RECORDED INFORMATION:

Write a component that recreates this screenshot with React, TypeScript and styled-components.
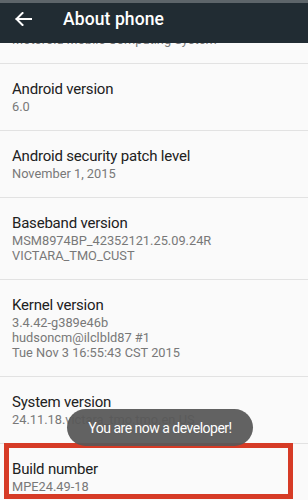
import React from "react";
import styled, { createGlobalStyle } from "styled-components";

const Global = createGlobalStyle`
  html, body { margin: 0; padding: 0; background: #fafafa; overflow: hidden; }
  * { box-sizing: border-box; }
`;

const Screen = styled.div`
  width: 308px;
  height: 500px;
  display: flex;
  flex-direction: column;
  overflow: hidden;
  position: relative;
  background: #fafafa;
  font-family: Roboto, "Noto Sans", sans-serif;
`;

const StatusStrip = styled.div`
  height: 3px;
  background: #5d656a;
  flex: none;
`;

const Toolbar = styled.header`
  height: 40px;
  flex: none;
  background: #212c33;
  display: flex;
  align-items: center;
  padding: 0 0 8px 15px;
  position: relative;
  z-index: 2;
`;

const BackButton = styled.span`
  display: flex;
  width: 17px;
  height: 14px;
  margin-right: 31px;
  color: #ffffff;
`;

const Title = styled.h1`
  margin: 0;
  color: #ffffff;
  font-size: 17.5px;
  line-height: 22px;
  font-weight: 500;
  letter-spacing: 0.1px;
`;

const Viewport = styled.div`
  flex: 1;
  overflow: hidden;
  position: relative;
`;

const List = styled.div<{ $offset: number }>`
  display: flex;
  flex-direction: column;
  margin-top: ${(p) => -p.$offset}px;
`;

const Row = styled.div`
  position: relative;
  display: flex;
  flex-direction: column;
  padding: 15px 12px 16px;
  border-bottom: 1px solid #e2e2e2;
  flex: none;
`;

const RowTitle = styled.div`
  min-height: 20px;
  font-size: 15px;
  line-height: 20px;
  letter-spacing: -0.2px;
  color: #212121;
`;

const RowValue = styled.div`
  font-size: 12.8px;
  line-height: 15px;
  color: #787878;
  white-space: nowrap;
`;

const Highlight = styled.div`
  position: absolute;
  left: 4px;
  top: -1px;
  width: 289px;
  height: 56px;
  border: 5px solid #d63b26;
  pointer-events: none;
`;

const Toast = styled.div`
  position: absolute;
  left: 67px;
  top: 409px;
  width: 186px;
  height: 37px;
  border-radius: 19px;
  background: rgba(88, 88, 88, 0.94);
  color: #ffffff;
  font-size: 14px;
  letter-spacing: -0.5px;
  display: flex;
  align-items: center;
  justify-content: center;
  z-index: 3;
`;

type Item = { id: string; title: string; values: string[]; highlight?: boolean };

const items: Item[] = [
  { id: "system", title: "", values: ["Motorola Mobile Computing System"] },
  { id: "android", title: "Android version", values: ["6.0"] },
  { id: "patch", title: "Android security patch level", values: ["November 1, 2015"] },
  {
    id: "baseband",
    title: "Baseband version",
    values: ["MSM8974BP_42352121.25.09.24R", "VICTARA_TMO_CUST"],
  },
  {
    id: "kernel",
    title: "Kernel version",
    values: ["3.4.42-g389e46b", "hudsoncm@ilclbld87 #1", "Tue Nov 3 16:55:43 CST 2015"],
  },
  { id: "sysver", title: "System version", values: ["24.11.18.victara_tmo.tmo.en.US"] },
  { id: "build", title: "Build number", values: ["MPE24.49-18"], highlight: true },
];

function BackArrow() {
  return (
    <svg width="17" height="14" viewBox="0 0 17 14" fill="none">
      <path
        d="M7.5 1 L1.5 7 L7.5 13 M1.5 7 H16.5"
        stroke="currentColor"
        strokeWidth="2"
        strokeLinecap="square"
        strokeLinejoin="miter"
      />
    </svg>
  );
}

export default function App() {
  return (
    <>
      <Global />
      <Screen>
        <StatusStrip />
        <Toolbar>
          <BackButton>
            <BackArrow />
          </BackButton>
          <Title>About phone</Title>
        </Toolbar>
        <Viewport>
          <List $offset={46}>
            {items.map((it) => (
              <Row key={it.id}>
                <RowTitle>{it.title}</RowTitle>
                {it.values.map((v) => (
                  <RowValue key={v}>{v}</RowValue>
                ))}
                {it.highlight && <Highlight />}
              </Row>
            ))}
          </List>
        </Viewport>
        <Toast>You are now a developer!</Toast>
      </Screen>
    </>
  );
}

DESCRIPTION OF THE TASK: Set every line down exactly as written, leaving each picture out.

EXERCISE SOLUTION:
Write a component that recreates this screenshot with React, TypeScript and styled-components.
import React from "react";
import styled, { createGlobalStyle } from "styled-components";

const Global = createGlobalStyle`
  html, body { margin: 0; padding: 0; background: #fafafa; overflow: hidden; }
  * { box-sizing: border-box; }
`;

const Screen = styled.div`
  width: 308px;
  height: 500px;
  display: flex;
  flex-direction: column;
  overflow: hidden;
  position: relative;
  background: #fafafa;
  font-family: Roboto, "Noto Sans", sans-serif;
`;

const StatusStrip = styled.div`
  height: 3px;
  background: #5d656a;
  flex: none;
`;

const Toolbar = styled.header`
  height: 40px;
  flex: none;
  background: #212c33;
  display: flex;
  align-items: center;
  padding: 0 0 8px 15px;
  position: relative;
  z-index: 2;
`;

const BackButton = styled.span`
  display: flex;
  width: 17px;
  height: 14px;
  margin-right: 31px;
  color: #ffffff;
`;

const Title = styled.h1`
  margin: 0;
  color: #ffffff;
  font-size: 17.5px;
  line-height: 22px;
  font-weight: 500;
  letter-spacing: 0.1px;
`;

const Viewport = styled.div`
  flex: 1;
  overflow: hidden;
  position: relative;
`;

const List = styled.div<{ $offset: number }>`
  display: flex;
  flex-direction: column;
  margin-top: ${(p) => -p.$offset}px;
`;

const Row = styled.div`
  position: relative;
  display: flex;
  flex-direction: column;
  padding: 15px 12px 16px;
  border-bottom: 1px solid #e2e2e2;
  flex: none;
`;

const RowTitle = styled.div`
  min-height: 20px;
  font-size: 15px;
  line-height: 20px;
  letter-spacing: -0.2px;
  color: #212121;
`;

const RowValue = styled.div`
  font-size: 12.8px;
  line-height: 15px;
  color: #787878;
  white-space: nowrap;
`;

const Highlight = styled.div`
  position: absolute;
  left: 4px;
  top: -1px;
  width: 289px;
  height: 56px;
  border: 5px solid #d63b26;
  pointer-events: none;
`;

const Toast = styled.div`
  position: absolute;
  left: 67px;
  top: 409px;
  width: 186px;
  height: 37px;
  border-radius: 19px;
  background: rgba(88, 88, 88, 0.94);
  color: #ffffff;
  font-size: 14px;
  letter-spacing: -0.5px;
  display: flex;
  align-items: center;
  justify-content: center;
  z-index: 3;
`;

type Item = { id: string; title: string; values: string[]; highlight?: boolean };

const items: Item[] = [
  { id: "system", title: "", values: ["Motorola Mobile Computing System"] },
  { id: "android", title: "Android version", values: ["6.0"] },
  { id: "patch", title: "Android security patch level", values: ["November 1, 2015"] },
  {
    id: "baseband",
    title: "Baseband version",
    values: ["MSM8974BP_42352121.25.09.24R", "VICTARA_TMO_CUST"],
  },
  {
    id: "kernel",
    title: "Kernel version",
    values: ["3.4.42-g389e46b", "hudsoncm@ilclbld87 #1", "Tue Nov 3 16:55:43 CST 2015"],
  },
  { id: "sysver", title: "System version", values: ["24.11.18.victara_tmo.tmo.en.US"] },
  { id: "build", title: "Build number", values: ["MPE24.49-18"], highlight: true },
];

function BackArrow() {
  return (
    <svg width="17" height="14" viewBox="0 0 17 14" fill="none">
      <path
        d="M7.5 1 L1.5 7 L7.5 13 M1.5 7 H16.5"
        stroke="currentColor"
        strokeWidth="2"
        strokeLinecap="square"
        strokeLinejoin="miter"
      />
    </svg>
  );
}

export default function App() {
  return (
    <>
      <Global />
      <Screen>
        <StatusStrip />
        <Toolbar>
          <BackButton>
            <BackArrow />
          </BackButton>
          <Title>About phone</Title>
        </Toolbar>
        <Viewport>
          <List $offset={46}>
            {items.map((it) => (
              <Row key={it.id}>
                <RowTitle>{it.title}</RowTitle>
                {it.values.map((v) => (
                  <RowValue key={v}>{v}</RowValue>
                ))}
                {it.highlight && <Highlight />}
              </Row>
            ))}
          </List>
        </Viewport>
        <Toast>You are now a developer!</Toast>
      </Screen>
    </>
  );
}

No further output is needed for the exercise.